Published January 2, 2021 | Version v1
Journal article Open

Limit Pricing through Price Discrimination: A Theoretical study among Telocommunication Companies in East Africa

  • 1. School of International Trade and Economics, University of International Business and Economics (UIBE), Beijing, China

Description

Limit pricing, which Competition Authorities view as anti-competitive and illegal, is an interesting issue in industrial organization. This is a case where firms with market power charge a price that is lower than their operational cost in order to prevent the entry of new potential competitors or drive out their smaller competitors out of business. This research paper examines limit pricing theoretically among telecommunications companies in the East African Community.
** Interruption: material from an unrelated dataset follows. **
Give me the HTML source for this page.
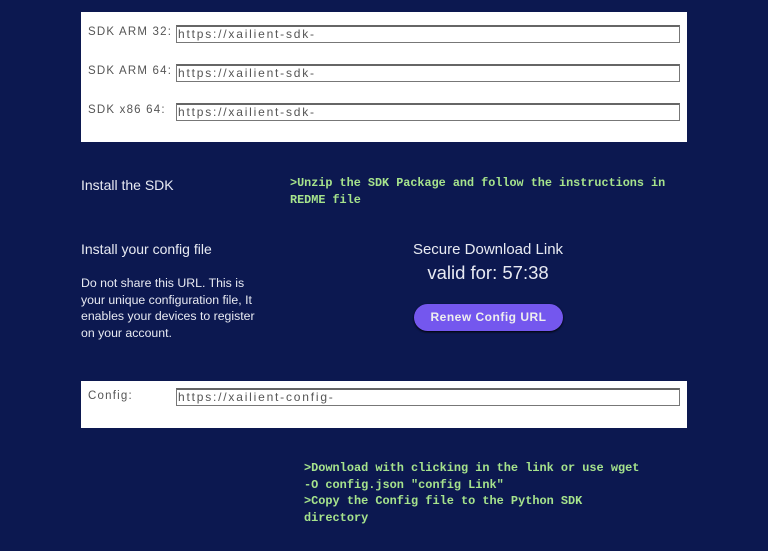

The Community has experienced a consistent drop in mobile network service prices since the year 2000 with the smaller mobile network operators blaming their dominant counterparts for initiating these price cuts. These dominant firms are former monopolists who price discriminate between their two tariffs, the pre-liberalization (former monopoly) and post-liberalization (competitive), with a majority of their mobile subscribers still registered under their expensive pre-liberalization tariffs that have high switching costs compared to the competitive tariffs. The paper analyses limit pricing within an oligopoly framework involving a price discriminating dominant incumbent, a fringe (smaller) competitor and a potential entrant in a sequential three-stage game of price competition under complete information. The theoretical results show that the dominant incumbent can profitably use its pre-liberalization tariff price to deter market entry and force its smaller competitors out of business. These results have public policy implications for the East African Competition Authority and other policy makers. These should consider regulating the pre-liberalization tariffs among dominant firms thereby reducing their influence on pricing in order to enhance fair competition among firms in the market.